***** The records *****

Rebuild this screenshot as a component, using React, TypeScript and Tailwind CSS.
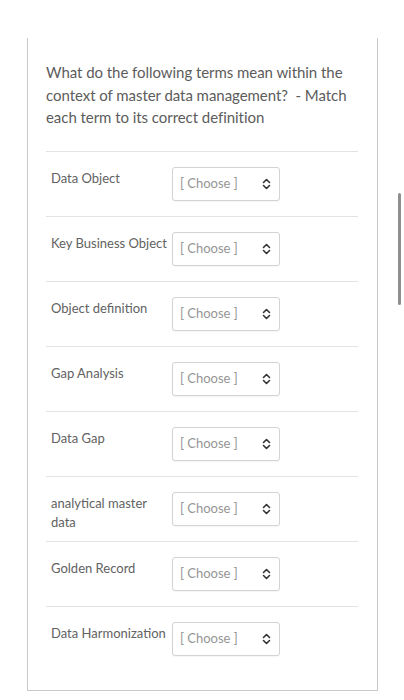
import React from 'react';

const TERMS = [
  'Data Object',
  'Key Business Object',
  'Object definition',
  'Gap Analysis',
  'Data Gap',
  'analytical master data',
  'Golden Record',
  'Data Harmonization',
];

const ChooseSelect: React.FC = () => (
  <div className="flex h-[34px] w-[108px] shrink-0 items-center justify-between rounded-[3px] border border-[#d3d3d3] bg-white pl-[7px] pr-[8px] text-[13px] text-[#959595] shadow-[0_1px_1px_rgba(0,0,0,0.04)]">
    <span>[ Choose ]</span>
    <svg width="9" height="12" viewBox="0 0 9 12" fill="none" stroke="#333" strokeWidth="1.6" strokeLinecap="round" strokeLinejoin="round">
      <path d="M1.5 4.5 L4.5 1.5 L7.5 4.5" />
      <path d="M1.5 7.5 L4.5 10.5 L7.5 7.5" />
    </svg>
  </div>
);

export default function App() {
  return (
    <div className="relative h-[700px] w-[404px] overflow-hidden bg-white font-['Lato','Noto_Sans',sans-serif]">
      <div className="ml-[27px] mt-[38px] h-[653px] w-[351px] border-x border-b border-[#c9c9c9] pl-[18px] pr-[19px] pt-[23px]">
        <p className="text-[15px] leading-[22.5px] tracking-[-0.05px] text-[#5c5c5c]">
          What do the following terms mean within the context of master data management?&nbsp; - Match each term to its correct definition
        </p>
        <div className="mt-[22px]">
          {TERMS.map((t) => (
            <div key={t} className="flex h-[65px] items-start border-t border-[#e3e3e3] pl-[5px] pt-[15px]">
              <div className="w-[121px] pt-[2px] text-[13px] leading-[19px] text-[#626262]">{t}</div>
              <ChooseSelect />
            </div>
          ))}
        </div>
      </div>
      <div className="absolute left-[398px] top-[193px] h-[112px] w-[3px] rounded-full bg-[#8f8f8f]" />
    </div>
  );
}
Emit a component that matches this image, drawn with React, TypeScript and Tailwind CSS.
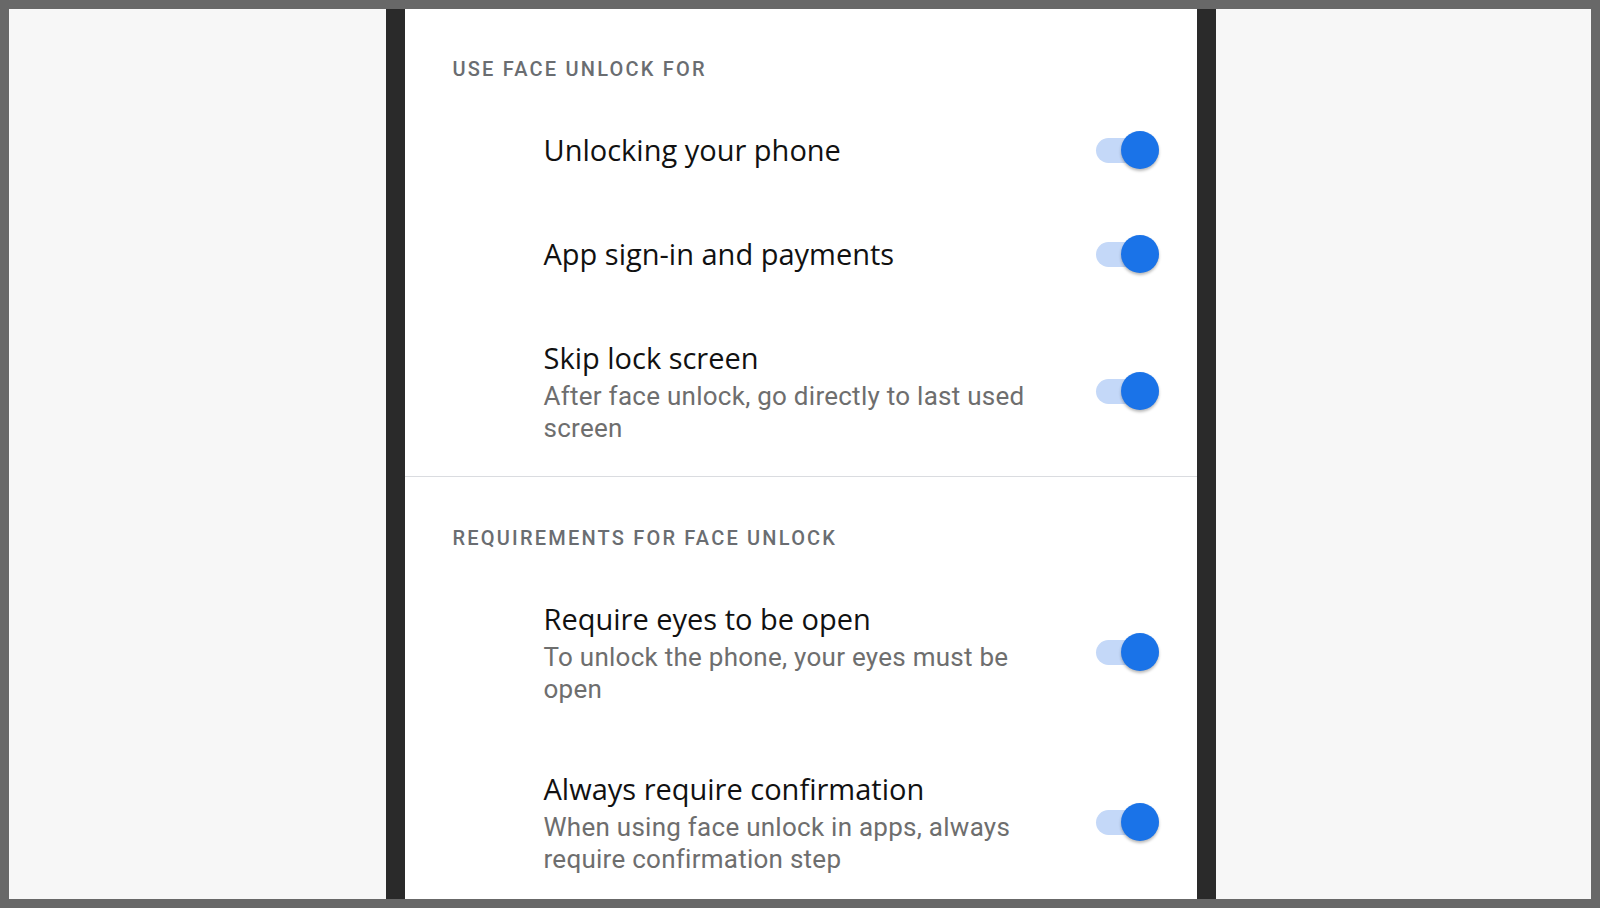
import React from "react";

const sections = [
  {
    title: "Use face unlock for",
    items: [
      { label: "Unlocking your phone" },
      { label: "App sign-in and payments" },
      { label: "Skip lock screen", sub: "After face unlock, go directly to last used screen" },
    ],
  },
  {
    title: "Requirements for face unlock",
    items: [
      { label: "Require eyes to be open", sub: "To unlock the phone, your eyes must be open" },
      { label: "Always require confirmation", sub: "When using face unlock in apps, always require confirmation step" },
    ],
  },
];

function Toggle() {
  return (
    <div className="relative w-[63px] h-[38px] shrink-0 flex items-center">
      <div className="w-full h-[25px] rounded-full bg-[#c4d8f8]" />
      <div className="absolute right-0 top-0 w-[38px] h-[38px] rounded-full bg-[#1a73e8] shadow-[0_2px_3px_rgba(0,0,0,0.28)]" />
    </div>
  );
}

export default function App() {
  return (
    <main className="w-[1600px] h-[908px] bg-[#686868] p-[9px] font-['Roboto',sans-serif]">
      <div className="h-full bg-[#f7f7f7] flex justify-center pl-[1px]">
        <div className="w-[830px] h-full bg-[#2a2a2a] px-[19px]">
          <div className="h-full bg-white overflow-hidden">
            {sections.map((section, si) => (
              <section key={si} className={si > 0 ? "border-t border-[#dadce0]" : ""}>
                <h2
                  className={`pl-[48px] ${si > 0 ? "pt-[49px]" : "pt-12"} pb-[17px] text-[20px] leading-6 font-medium uppercase tracking-[0.11em] text-[#6a6d71]`}
                >
                  {section.title}
                </h2>
                {section.items.map((item) => (
                  <div key={item.label} className="flex items-center pl-[139px] pr-[38px] py-8">
                    <div className="flex-1 min-w-0 pr-12">
                      <div className="font-['Open_Sans',sans-serif] text-[29px] leading-10 text-[#111]">{item.label}</div>
                      {item.sub && (
                        <div className="mt-[2px] text-[26px] leading-8 tracking-[0.01em] text-[#6e6e6e]">{item.sub}</div>
                      )}
                    </div>
                    <Toggle />
                  </div>
                ))}
              </section>
            ))}
          </div>
        </div>
      </div>
    </main>
  );
}
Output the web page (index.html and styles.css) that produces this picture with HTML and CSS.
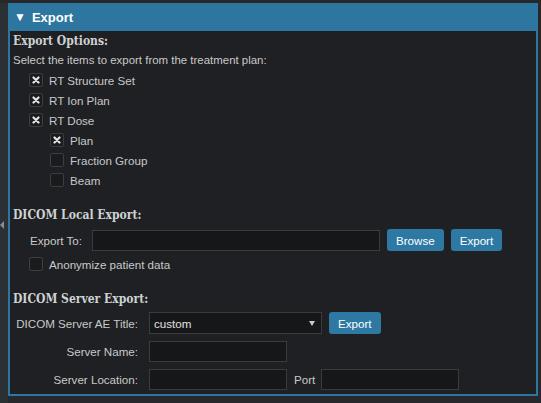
FILE: index.html
```html
<!DOCTYPE html>
<html>
<head>
<meta charset="utf-8">
<link rel="stylesheet" href="styles.css">
</head>
<body>
<div class="page">
  <div class="side"><span class="side-arrow"></span></div>
  <div class="panel">
    <div class="panel-head"><span class="caret">▼</span><span>Export</span></div>
    <div class="panel-body">
      <div class="title">Export Options:</div>
      <div class="text-line">Select the items to export from the treatment plan:</div>
      <div class="check-row lvl1"><span class="cb on"><svg viewBox="0 0 8 8"><path d="M1.5 1.5 L6.5 6.5 M6.5 1.5 L1.5 6.5"/></svg></span><span>RT Structure Set</span></div>
      <div class="check-row lvl1"><span class="cb on"><svg viewBox="0 0 8 8"><path d="M1.5 1.5 L6.5 6.5 M6.5 1.5 L1.5 6.5"/></svg></span><span>RT Ion Plan</span></div>
      <div class="check-row lvl1"><span class="cb on"><svg viewBox="0 0 8 8"><path d="M1.5 1.5 L6.5 6.5 M6.5 1.5 L1.5 6.5"/></svg></span><span>RT Dose</span></div>
      <div class="check-row lvl2"><span class="cb on"><svg viewBox="0 0 8 8"><path d="M1.5 1.5 L6.5 6.5 M6.5 1.5 L1.5 6.5"/></svg></span><span>Plan</span></div>
      <div class="check-row lvl2"><span class="cb"></span><span>Fraction Group</span></div>
      <div class="check-row lvl2"><span class="cb"></span><span>Beam</span></div>

      <div class="title sec2">DICOM Local Export:</div>
      <div class="field-row local">
        <span class="lbl-local">Export To:</span>
        <span class="input wide"></span>
        <button class="btn">Browse</button>
        <button class="btn">Export</button>
      </div>
      <div class="check-row lvl1 anon"><span class="cb"></span><span>Anonymize patient data</span></div>

      <div class="title sec3">DICOM Server Export:</div>
      <div class="field-row srv first">
        <span class="lbl-srv">DICOM Server AE Title:</span>
        <span class="input select"><span>custom</span><span class="sel-arrow"></span></span>
        <button class="btn">Export</button>
      </div>
      <div class="field-row srv">
        <span class="lbl-srv">Server Name:</span>
        <span class="input short"></span>
      </div>
      <div class="field-row srv">
        <span class="lbl-srv">Server Location:</span>
        <span class="input short"></span>
        <span class="lbl-port">Port</span>
        <span class="input short"></span>
      </div>
    </div>
  </div>
</div>
</body>
</html>
```

FILE: styles.css
```css
html, body {
  margin: 0;
  padding: 0;
  background: #26282c;
  width: 541px;
  height: 403px;
  overflow: hidden;
  font-family: "Liberation Sans", Arial, sans-serif;
  font-size: 11.6px;
  color: #c9c9c9;
}

.page {
  display: flex;
  padding-top: 3px;
  height: 400px;
}

.side {
  width: 8px;
  flex-shrink: 0;
  background: #2b3035;
  display: flex;
  align-items: flex-start;
  padding-top: 218px;
  box-sizing: border-box;
}

.side-arrow {
  width: 0;
  height: 0;
  border-top: 4px solid transparent;
  border-bottom: 4px solid transparent;
  border-right: 4px solid #8a8d90;
}

.panel {
  width: 530px;
  flex-shrink: 0;
  display: flex;
  flex-direction: column;
}

.panel-head {
  height: 28px;
  background: #2d76a0;
  color: #ffffff;
  font-weight: bold;
  font-size: 13px;
  display: flex;
  align-items: center;
  padding-left: 6px;
  gap: 6px;
}

.caret {
  font-size: 12px;
}

.panel-body {
  background: #1f2023;
  border: 2px solid #2d76a0;
  border-top: 0;
  padding: 0 0 4px 3px;
  display: flex;
  flex-direction: column;
}

.title {
  font-family: "DejaVu Serif Condensed", "DejaVu Serif", Georgia, serif;
  font-stretch: condensed;
  font-weight: bold;
  font-size: 12px;
  color: #cfd2d4;
  height: 20px;
  line-height: 20px;
}

.text-line {
  height: 19px;
  line-height: 19px;
  font-size: 11.45px;
}

.check-row {
  height: 20px;
  display: flex;
  align-items: center;
  gap: 6px;
  white-space: nowrap;
}

.lvl1 { padding-left: 16px; }
.lvl2 { padding-left: 37px; }

.cb {
  width: 14px;
  height: 14px;
  flex-shrink: 0;
  box-sizing: border-box;
  background: #1a1b1d;
  border: 1px solid #3b3d41;
  border-radius: 2px;
  display: flex;
  align-items: center;
  justify-content: center;
}

.cb svg {
  width: 8px;
  height: 8px;
}

.cb svg path {
  stroke: #e6e6e6;
  stroke-width: 2.2;
  stroke-linecap: round;
  fill: none;
}

.sec2 { margin-top: 15px; }
.sec3 { margin-top: 15px; }

.field-row {
  display: flex;
  align-items: center;
  white-space: nowrap;
}

.field-row > * {
  flex-shrink: 0;
}

.local {
  margin-top: 4px;
  height: 22px;
}

.lbl-local {
  padding-left: 17px;
  width: 79px;
  box-sizing: border-box;
}

.input {
  height: 21px;
  box-sizing: border-box;
  background: #161719;
  border: 1px solid #3a3b3e;
  display: flex;
  align-items: center;
}

.wide { width: 288px; }

.btn {
  font-family: "Liberation Sans", Arial, sans-serif;
  font-size: 11.6px;
  color: #ffffff;
  background: #2d79a3;
  border: 0;
  border-radius: 3px;
  height: 22px;
  padding: 0 9px;
  margin-left: 7px;
}

.anon { margin-top: 3px; }

.srv {
  margin-top: 6px;
  height: 22px;
}

.srv.first { margin-top: 3px; }

.lbl-srv {
  width: 125px;
  text-align: right;
  margin-right: 11px;
}

.select {
  width: 173px;
  height: 22px;
  padding: 0 6px 0 4px;
  justify-content: space-between;
  color: #e0e0e0;
}

.sel-arrow {
  width: 0;
  height: 0;
  border-left: 3.5px solid transparent;
  border-right: 3.5px solid transparent;
  border-top: 5px solid #c8c8c8;
}

.short { width: 138px; }

.lbl-port {
  margin: 0 6px 0 7px;
}
```
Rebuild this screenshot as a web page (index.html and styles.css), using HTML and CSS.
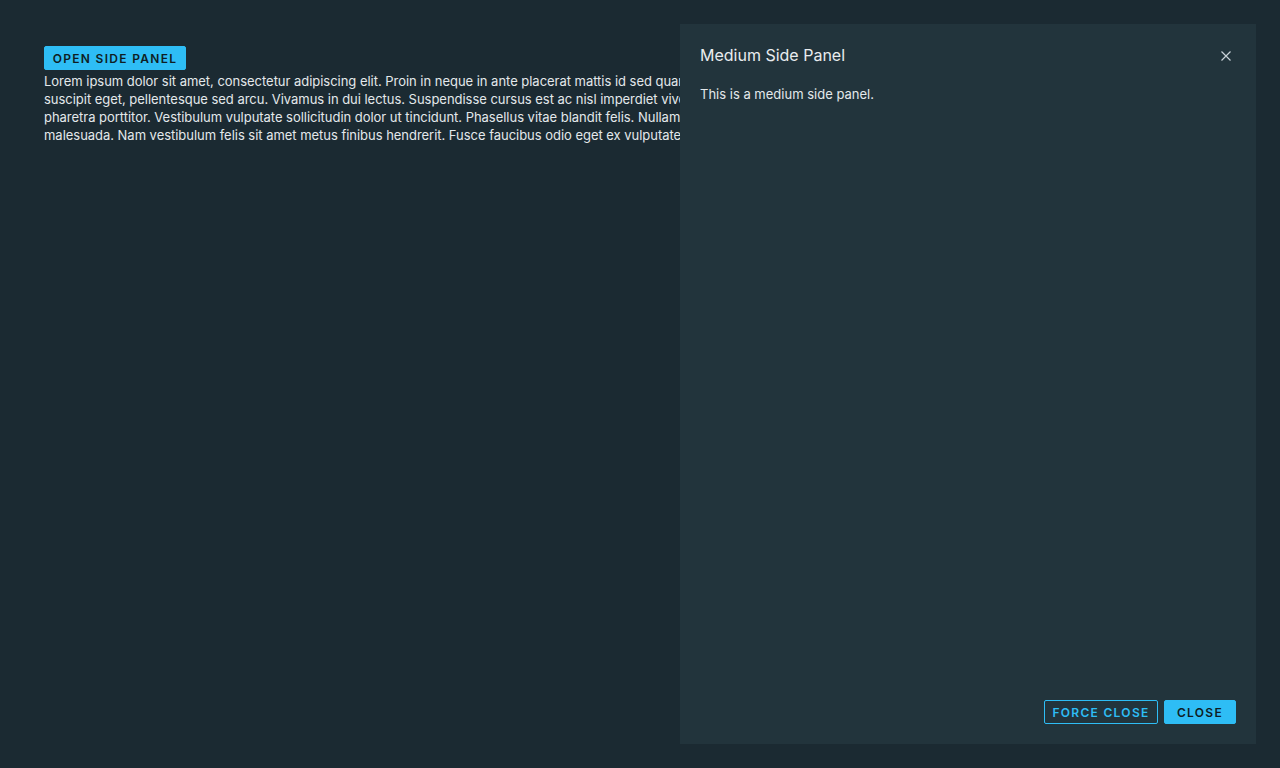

*****

State how many lines of the records above contain "using", with no words besides the number.

#### Result of the task
3